According to an aspect of the MRI apparatus of the present invention, the yoke of the magnetic circuit is formed by a combination of a plurality of segments as subdivisions thereof, the segments of different sizes can be easily manufactured by an ordinary cutting process or a machining process of standardized steel plate product available on the market, and easily transferred by a simple carriage to the installation site of the MRI apparatus, and assembled to build the MRI apparatus there. If the yoke is composed of small segments and the respective segments are formed in appropriately selected shapes, a yoke of an optimum shape can be obtained which is suitable for the flux distribution in the yoke and which minimizes the leakage magnetic field. It is not practical to try to obtain a yoke of such an optimum shape that matches the flux distribution by cutting or by any other machining process from a steel material of large bulk.
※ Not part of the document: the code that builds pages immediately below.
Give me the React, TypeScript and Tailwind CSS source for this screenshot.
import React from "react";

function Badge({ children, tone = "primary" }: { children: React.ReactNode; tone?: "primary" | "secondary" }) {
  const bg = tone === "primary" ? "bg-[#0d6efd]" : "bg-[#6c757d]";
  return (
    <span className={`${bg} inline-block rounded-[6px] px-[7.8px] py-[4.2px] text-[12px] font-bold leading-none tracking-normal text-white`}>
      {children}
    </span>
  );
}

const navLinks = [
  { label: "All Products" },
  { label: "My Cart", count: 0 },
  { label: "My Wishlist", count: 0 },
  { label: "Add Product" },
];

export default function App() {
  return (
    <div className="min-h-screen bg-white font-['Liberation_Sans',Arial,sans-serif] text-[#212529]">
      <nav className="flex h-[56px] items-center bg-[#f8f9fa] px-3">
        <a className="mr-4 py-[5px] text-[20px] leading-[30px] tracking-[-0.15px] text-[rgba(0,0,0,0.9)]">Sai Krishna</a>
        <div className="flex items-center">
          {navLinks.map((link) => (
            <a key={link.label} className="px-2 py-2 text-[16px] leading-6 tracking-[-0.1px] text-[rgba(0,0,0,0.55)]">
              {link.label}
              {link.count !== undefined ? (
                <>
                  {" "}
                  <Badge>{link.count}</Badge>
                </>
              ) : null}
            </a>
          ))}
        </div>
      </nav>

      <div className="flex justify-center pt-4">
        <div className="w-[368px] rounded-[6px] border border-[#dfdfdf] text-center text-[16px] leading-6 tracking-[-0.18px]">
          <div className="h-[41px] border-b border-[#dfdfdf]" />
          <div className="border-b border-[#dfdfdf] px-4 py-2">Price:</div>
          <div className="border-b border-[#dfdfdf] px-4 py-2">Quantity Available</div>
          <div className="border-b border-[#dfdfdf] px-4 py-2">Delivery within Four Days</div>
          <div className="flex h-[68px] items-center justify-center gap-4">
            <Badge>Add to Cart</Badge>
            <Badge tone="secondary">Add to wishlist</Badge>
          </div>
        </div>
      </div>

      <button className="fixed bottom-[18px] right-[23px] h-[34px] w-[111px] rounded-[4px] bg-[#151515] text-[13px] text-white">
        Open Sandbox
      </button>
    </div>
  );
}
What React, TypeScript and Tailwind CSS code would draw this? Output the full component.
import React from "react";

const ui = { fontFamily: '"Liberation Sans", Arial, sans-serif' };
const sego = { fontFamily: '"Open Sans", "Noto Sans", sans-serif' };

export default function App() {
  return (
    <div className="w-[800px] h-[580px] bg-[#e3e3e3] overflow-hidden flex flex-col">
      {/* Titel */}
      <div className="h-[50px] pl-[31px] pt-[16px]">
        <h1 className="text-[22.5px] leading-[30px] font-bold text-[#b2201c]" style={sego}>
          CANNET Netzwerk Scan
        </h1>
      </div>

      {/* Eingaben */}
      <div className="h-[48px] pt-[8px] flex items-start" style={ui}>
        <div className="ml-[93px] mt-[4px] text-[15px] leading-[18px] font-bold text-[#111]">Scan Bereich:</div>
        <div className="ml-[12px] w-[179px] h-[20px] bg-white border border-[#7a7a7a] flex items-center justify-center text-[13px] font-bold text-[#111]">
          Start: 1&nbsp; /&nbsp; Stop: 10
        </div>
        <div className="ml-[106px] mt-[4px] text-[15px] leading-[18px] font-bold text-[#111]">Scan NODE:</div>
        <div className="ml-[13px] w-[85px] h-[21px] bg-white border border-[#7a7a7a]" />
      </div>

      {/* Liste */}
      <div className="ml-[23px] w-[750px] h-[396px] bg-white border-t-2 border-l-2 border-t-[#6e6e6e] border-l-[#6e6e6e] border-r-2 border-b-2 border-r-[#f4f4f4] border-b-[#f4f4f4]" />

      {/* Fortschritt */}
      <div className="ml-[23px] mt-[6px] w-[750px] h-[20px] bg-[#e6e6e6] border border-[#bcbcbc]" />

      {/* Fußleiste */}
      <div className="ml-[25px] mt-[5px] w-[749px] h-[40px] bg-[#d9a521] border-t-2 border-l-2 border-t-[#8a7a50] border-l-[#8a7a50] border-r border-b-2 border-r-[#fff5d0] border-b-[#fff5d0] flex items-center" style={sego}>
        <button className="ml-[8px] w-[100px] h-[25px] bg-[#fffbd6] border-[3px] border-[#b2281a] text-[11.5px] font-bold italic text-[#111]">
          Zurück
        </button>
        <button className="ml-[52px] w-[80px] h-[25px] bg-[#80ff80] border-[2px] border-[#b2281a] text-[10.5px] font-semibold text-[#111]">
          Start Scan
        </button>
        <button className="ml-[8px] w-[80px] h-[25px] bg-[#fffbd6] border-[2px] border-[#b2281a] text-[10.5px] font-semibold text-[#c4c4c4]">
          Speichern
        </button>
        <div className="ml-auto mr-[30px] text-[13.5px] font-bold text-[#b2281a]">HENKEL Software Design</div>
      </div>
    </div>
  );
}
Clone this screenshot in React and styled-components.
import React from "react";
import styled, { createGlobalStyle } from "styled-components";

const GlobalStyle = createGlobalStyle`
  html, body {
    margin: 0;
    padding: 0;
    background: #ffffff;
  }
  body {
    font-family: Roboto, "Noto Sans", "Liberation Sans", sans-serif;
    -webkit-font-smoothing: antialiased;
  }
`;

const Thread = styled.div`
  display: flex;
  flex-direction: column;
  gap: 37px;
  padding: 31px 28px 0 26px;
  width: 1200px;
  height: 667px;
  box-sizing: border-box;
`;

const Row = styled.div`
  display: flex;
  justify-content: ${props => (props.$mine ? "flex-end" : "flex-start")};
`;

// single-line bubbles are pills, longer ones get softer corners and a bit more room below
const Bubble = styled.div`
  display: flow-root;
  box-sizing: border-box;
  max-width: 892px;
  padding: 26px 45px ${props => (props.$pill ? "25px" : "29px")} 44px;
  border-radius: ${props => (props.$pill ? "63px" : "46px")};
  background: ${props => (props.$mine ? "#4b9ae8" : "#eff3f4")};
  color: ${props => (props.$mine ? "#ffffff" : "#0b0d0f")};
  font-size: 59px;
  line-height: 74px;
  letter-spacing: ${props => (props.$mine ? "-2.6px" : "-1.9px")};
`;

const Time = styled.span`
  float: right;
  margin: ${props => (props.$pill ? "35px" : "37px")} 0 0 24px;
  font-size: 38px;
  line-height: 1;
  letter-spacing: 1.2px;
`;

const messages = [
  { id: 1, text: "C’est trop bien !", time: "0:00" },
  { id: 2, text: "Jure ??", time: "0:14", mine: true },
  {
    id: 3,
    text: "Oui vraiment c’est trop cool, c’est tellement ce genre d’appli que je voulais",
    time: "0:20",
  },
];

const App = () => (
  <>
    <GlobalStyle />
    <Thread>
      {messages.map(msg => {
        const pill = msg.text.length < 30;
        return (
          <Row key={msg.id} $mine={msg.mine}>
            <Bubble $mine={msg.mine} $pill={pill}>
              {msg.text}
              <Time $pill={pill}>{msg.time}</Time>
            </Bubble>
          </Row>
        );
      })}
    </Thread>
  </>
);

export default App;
According to further aspect of the MRI apparatus of the present invention, a method of assembling the MRI apparatus is carried out as follows. In a desired place, a plurality of segments of the first plate member are stacked by fixing one after another, and those segments are connected together to thereby assemble the first plate member. Then, a plurality of segments of the support-post members are fixed one after another to the first plate member, and the support-post segments are connected to thereby assemble the support-post members. After this, a magnet device assembly is provided which connects the first magnet device and the second magnet device together by a connection pipe, the first and second magnet devices being arranged in face-to-face relation with each other across a predetermined space. The magnet device assembly is fixed to the first plate member and also to the support-post member in such a way that the first magnet device is located on the first plate member. Then, a plurality of segments of the second plate member are fixed one after another on the second magnet device, and thus the second plate member is assembled.
According to an aspect of assembling the MRI apparatus of the present invention, the MRI apparatus may be configured such that the magnet devices are to be mounted in the course of assembly of the magnetic shield, in which case, the magnet devices can be assembled, inspected and maintained merely by dismounting at least a part of the yoke.